Dropbox is now better equipped when it comes to viewing content on the file storage platform. In two new updates introduced today, as reported by The Verge, Dropbox users can enjoy previews of files that you’re going to download, and view all photos uploaded on Dropbox under one roof.

In the first update, in a manner that’s similar to opening up email attachments in Google Docs, Dropbox has made it quick and easy to preview documents. Docs, PDFs, Powerpoints, and Docx are supported right now, but previews of Excel files aren’t available yet – but it’s something that the Dropbox team is working on. 

The update is more about convenience rather than function. You’re not forced to wait for the download to complete, and you also won’t have to clutter your computer with unimportant documents that you might prefer to keep off of your desktop.

In the second announcement, Dropbox is rethinking how you look at files. They don’t want you to see lists of files as “documents.” So in an effort to rethink how users interact with Dropbox, the team has corralled all the photos that you’ve uploaded to Dropbox into one tab for photos, which are organized by time. Where the social integration comes into play is how Dropbox enables users to pick and choose select images from Dropbox and port them to an album. These collections of photos can then be shared to Facebook, Twitter, and via email without having to leave the site.

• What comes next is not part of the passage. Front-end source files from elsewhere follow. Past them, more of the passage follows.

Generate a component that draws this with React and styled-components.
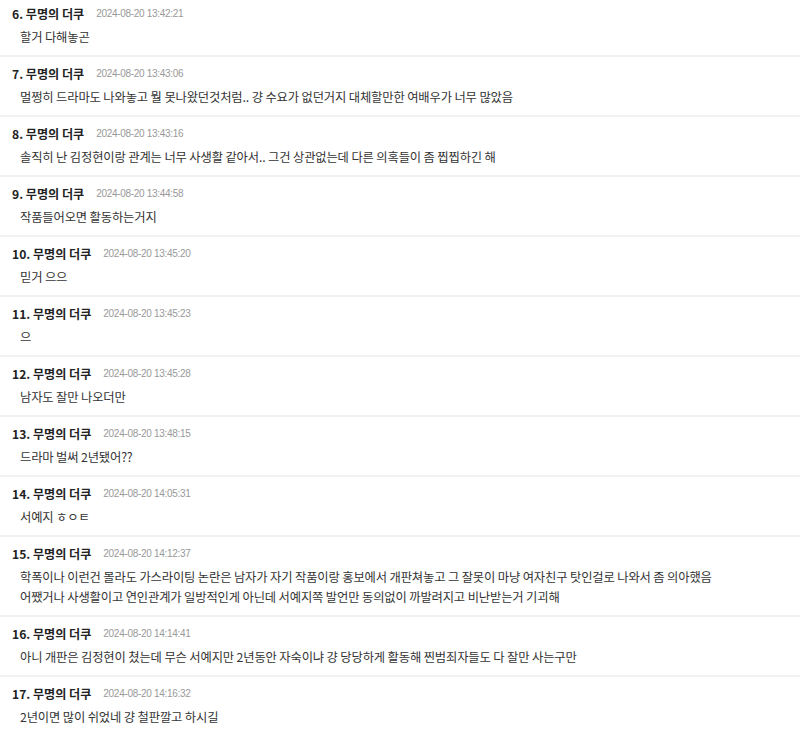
import styled, { createGlobalStyle } from "styled-components";

const GlobalStyle = createGlobalStyle`
  body {
    margin: 0;
    background: #fff;
    font-family: "Noto Sans CJK KR", "Noto Sans", sans-serif;
  }
`;

const List = styled.div`
  display: flex;
  flex-direction: column;
  margin-top: -3px;
`;

const Row = styled.div`
  display: flex;
  flex-direction: column;
  gap: 4px;
  padding: 6px 12px 8px;
  border-bottom: 2px solid #f2f2f2;
`;

const Head = styled.div`
  display: flex;
  align-items: center;
  gap: 12px;
  height: 20px;
`;

const Name = styled.span`
  font-size: 12.1px;
  font-weight: bold;
  color: #222;
`;

const Time = styled.span`
  font-family: "Liberation Sans", Arial, sans-serif;
  font-size: 10px;
  color: #999;
  letter-spacing: -0.3px;
`;

const Body = styled.div`
  padding-left: 8px;
  font-size: 12.3px;
  line-height: 20px;
  color: #333;
  letter-spacing: -0.15px;
`;

const comments = [
  { n: 6, t: "2024-08-20 13:42:21", lines: ["할거 다해놓곤"] },
  { n: 7, t: "2024-08-20 13:43:06", lines: ["멀쩡히 드라마도 나와놓고 뭘 못나왔던것처럼.. 걍 수요가 없던거지 대체할만한 여배우가 너무 많았음"] },
  { n: 8, t: "2024-08-20 13:43:16", lines: ["솔직히 난 김정현이랑 관계는 너무 사생활 같아서.. 그건 상관없는데 다른 의혹들이 좀 찝찝하긴 해"] },
  { n: 9, t: "2024-08-20 13:44:58", lines: ["작품들어오면 활동하는거지"] },
  { n: 10, t: "2024-08-20 13:45:20", lines: ["믿거 으으"] },
  { n: 11, t: "2024-08-20 13:45:23", lines: ["으"] },
  { n: 12, t: "2024-08-20 13:45:28", lines: ["남자도 잘만 나오더만"] },
  { n: 13, t: "2024-08-20 13:48:15", lines: ["드라마 벌써 2년됐어??"] },
  { n: 14, t: "2024-08-20 14:05:31", lines: ["서예지 ㅎㅇㅌ"] },
  {
    n: 15,
    t: "2024-08-20 14:12:37",
    lines: [
      "학폭이나 이런건 몰라도 가스라이팅 논란은 남자가 자기 작품이랑 홍보에서 개판쳐놓고 그 잘못이 마냥 여자친구 탓인걸로 나와서 좀 의아했음",
      "어쨌거나 사생활이고 연인관계가 일방적인게 아닌데 서예지쪽 발언만 동의없이 까발려지고 비난받는거 기괴해",
    ],
  },
  { n: 16, t: "2024-08-20 14:14:41", lines: ["아니 개판은 김정현이 쳤는데 무슨 서예지만 2년동안 자숙이냐 걍 당당하게 활동해 찐범죄자들도 다 잘만 사는구만"] },
  { n: 17, t: "2024-08-20 14:16:32", lines: ["2년이면 많이 쉬었네 걍 철판깔고 하시길"] },
];

const App = () => {
  return (
    <>
      <GlobalStyle />
      <List>
        {comments.map((c) => (
          <Row key={c.n}>
            <Head>
              <Name>{c.n}. 무명의 더쿠</Name>
              <Time>{c.t}</Time>
            </Head>
            <Body>
              {c.lines.map((l, i) => (
                <div key={i}>{l}</div>
              ))}
            </Body>
          </Row>
        ))}
      </List>
    </>
  );
};
export default App;
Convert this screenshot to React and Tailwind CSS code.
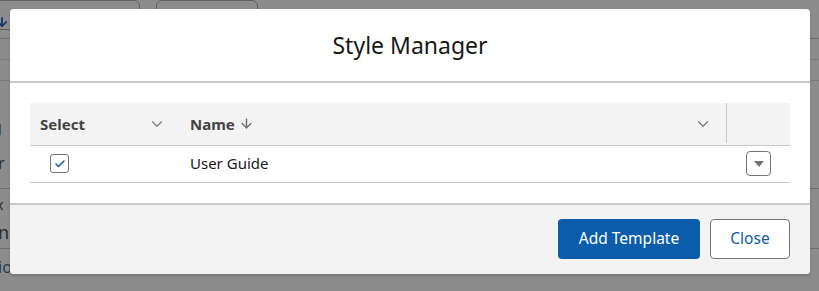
import { ChevronDown, ArrowDown, Check } from 'lucide-react';

// Faint page content showing through the backdrop
function Backdrop() {
  return (
    <div className="flex h-[291px] w-[819px] flex-col bg-[#8c8c8c] overflow-hidden text-[16px] leading-none text-[#2a2a2a]">
      <div className="flex h-[39px] shrink-0 border-b border-[#6e6e6e]">
        <div className="w-[10px] flex items-end pb-[9px] text-[#0b3866]">
          <ArrowDown size={14} strokeWidth={3} className="-ml-[5px]" />
        </div>
        <div className="ml-[-20px] h-[30px] w-[150px] rounded-md border border-[#5e5e5e]" />
        <div className="ml-[16px] h-[30px] w-[102px] rounded-md border border-[#5e5e5e]" />
      </div>
      <div className="h-[21px] shrink-0 border-b border-[#7a7a7a]" />
      <div className="h-[21px] shrink-0 border-b border-[#7a7a7a]" />
      <div className="flex h-[108px] shrink-0 flex-col border-b border-[#6e6e6e]">
        <div className="mt-[38px] -ml-[8px]">g</div>
        <div className="mt-[20px] -ml-[2px]">r</div>
      </div>
      <div className="flex h-[60px] shrink-0 flex-col border-b border-[#6e6e6e]">
        <div className="mt-[9px] -ml-[4px] text-[14px]">x</div>
        <div className="mt-[11px] -ml-[2px] text-[18px]">ni</div>
      </div>
      <div className="mt-[10px] -ml-[2px] text-[#243c57]">io</div>
    </div>
  );
}

export default function App() {
  const font = { fontFamily: '"Noto Sans", "Open Sans", sans-serif' };
  return (
    <div className="relative h-[291px] w-[819px] overflow-hidden" style={font}>
      <Backdrop />

      {/* Modal */}
      <div className="absolute left-[10px] top-[9px] w-[800px] rounded-[4px] bg-white shadow-[0_2px_3px_rgba(0,0,0,0.16)] overflow-hidden">
        <header className="flex h-[74px] items-center justify-center border-b-2 border-[#c9c9c9]">
          <h2 className="text-[23px] text-[#181818]">Style Manager</h2>
        </header>

        <div className="p-[20px]">
          <table className="w-full border-collapse text-[15px] text-[#181818]">
            <thead>
              <tr className="h-[42px] bg-[#f3f3f3] border-b border-[#c9c9c9]">
                <th className="w-[150px] pl-[10px] text-left font-bold text-[#444]">
                  <div className="flex items-center justify-between pr-[14px]">
                    <span>Select</span>
                    <ChevronDown size={18} strokeWidth={1.5} className="text-[#747474]" />
                  </div>
                </th>
                <th className="pl-[10px] text-left font-bold text-[#444]">
                  <div className="flex items-center justify-between pr-[14px]">
                    <span className="flex items-center gap-[4px]">
                      Name
                      <ArrowDown size={15} strokeWidth={2.25} className="text-[#6b6b6b]" />
                    </span>
                    <ChevronDown size={18} strokeWidth={1.5} className="text-[#747474]" />
                  </div>
                </th>
                <th className="w-[64px] relative">
                  <div className="absolute left-0 top-0 h-[40px] border-l border-[#c9c9c9]" />
                </th>
              </tr>
            </thead>
            <tbody>
              <tr className="h-[37px] border-b border-[#c9c9c9]">
                <td className="pl-[20px]">
                  <div className="flex h-[19px] w-[19px] items-center justify-center rounded-[3px] border border-[#747474] bg-white">
                    <Check size={12} strokeWidth={3} className="text-[#0b5cab]" />
                  </div>
                </td>
                <td className="pl-[10px]">User Guide</td>
                <td>
                  <div className="ml-[20px] flex h-[25px] w-[25px] items-center justify-center rounded-[4px] border border-[#747474] bg-white">
                    <svg width="10" height="6" viewBox="0 0 10 6">
                      <path d="M0 0 L10 0 L5 6 Z" fill="#747474" />
                    </svg>
                  </div>
                </td>
              </tr>
            </tbody>
          </table>
        </div>

        <footer className="flex h-[71px] items-center justify-end gap-[10px] border-t-2 border-[#c9c9c9] bg-[#f3f3f3] pr-[20px]">
          <button className="h-[40px] w-[142px] rounded-[4px] bg-[#0b5cab] text-[15.5px] text-white">
            Add Template
          </button>
          <button className="h-[40px] w-[80px] rounded-[4px] border border-[#747474] bg-white text-[15.5px] text-[#0b5cab]">
            Close
          </button>
        </footer>
      </div>
    </div>
  );
}
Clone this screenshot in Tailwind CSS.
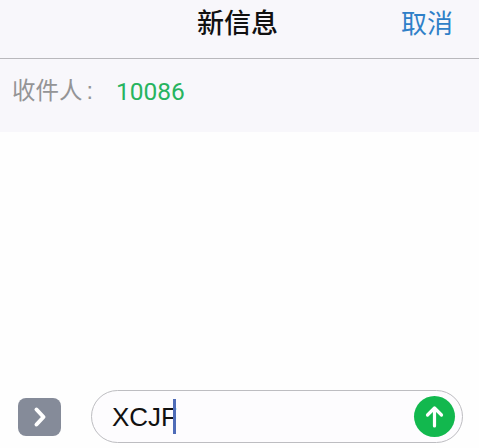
<!DOCTYPE html>
<html lang="zh">
<head>
<meta charset="utf-8">
<script src="https://cdn.jsdelivr.net/npm/@tailwindcss/browser@4"></script>
</head>
<body class="bg-[#fefefe] font-['Liberation_Sans','Noto_Sans_CJK_SC',sans-serif]">
<div class="w-[479px] h-[448px] flex flex-col overflow-hidden">
    <!-- header -->
    <div class="h-[59px] shrink-0 bg-[#f8f7fb] border-b border-[#b9b8bc] flex items-center justify-between pl-[197px] pr-[26px] pb-[10px]">
        <span class="text-[27px] leading-none font-medium text-[#111111]">新信息</span>
        <span class="text-[26px] leading-none text-[#2f80c8]">取消</span>
    </div>
    <!-- recipient -->
    <div class="h-[73px] shrink-0 bg-[#f8f7fb] flex items-center pl-[12px] pb-[7px]">
        <span class="text-[23.5px] leading-none text-[#949496] w-[104px]">收件人<span class="ml-[4px]">:</span></span>
        <span class="text-[24.5px] leading-none text-[#27b45f] font-['Roboto',sans-serif]">10086</span>
    </div>
    <div class="flex-1"></div>
    <!-- input bar -->
    <div class="h-[53px] shrink-0 mb-[5px] flex items-center pl-[18px] pr-[16px]">
        <div class="w-[43px] h-[38px] mr-[30px] mt-[1px] rounded-[8px] bg-[#858b99] flex items-center justify-center">
            <svg class="w-[16px] h-[22px]" viewBox="0 0 16 22" fill="none" stroke="#ffffff" stroke-width="4" stroke-linecap="round" stroke-linejoin="round"><path d="M4.5 3.5 L11.5 11 L4.5 18.5"/></svg>
        </div>
        <div class="flex-1 h-[53px] rounded-[27px] border border-[#bdbdc1] bg-[#fdfcfe] flex items-center justify-between pl-[20px] pr-[7px]">
            <div class="flex items-center">
                <span class="text-[26px] leading-none text-[#111111]">XCJF</span>
                <span class="w-[3px] h-[35px] -ml-[4px] bg-[#4f6cb8]"></span>
            </div>
            <div class="w-[41px] h-[41px] rounded-full bg-[#12b84e] flex items-center justify-center">
                <svg class="w-[21px] h-[23px]" viewBox="0 0 21 23" fill="none" stroke="#ffffff" stroke-width="3.2" stroke-linecap="round" stroke-linejoin="round"><path d="M10.5 21 V3 M3.5 10 L10.5 3 L17.5 10"/></svg>
            </div>
        </div>
    </div>
</div>
</body>
</html>
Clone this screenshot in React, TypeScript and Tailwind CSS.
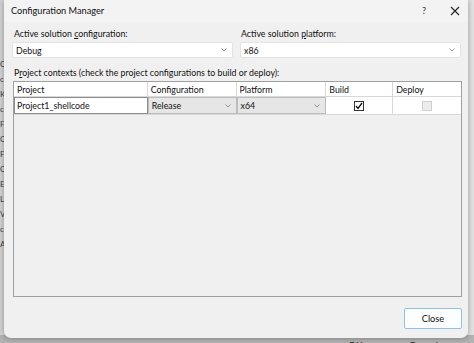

Why the update to photos? Facebook and Google have been offering photo storage platforms, which store images that are automatically uploaded by a user’s phone. Facebook in particular has a separate section devoted to smartphone photos synced to Facebook. So since Dropbox also offers instant uploads of photos for iOS and Android smartphone owners, its move to collect photos under one roof was a natural progression. And considering our penchant for taking photography and sharing these images, it’s a smart move on Dropbox’s part so its users aren’t lured by Facebook or other platforms used for storing and sharing photos.

The news comes just as App.net, the Twitter competitor, announced it was adding file storage. Social-focused apps become more function friendly, while storage-focused ones get in on social – it seems like it’s just a matter of time before these two markets merge completely. 

Android users can get their hands on the photo tab and social sharing feature as of now, but iOS users will have to wait for next month.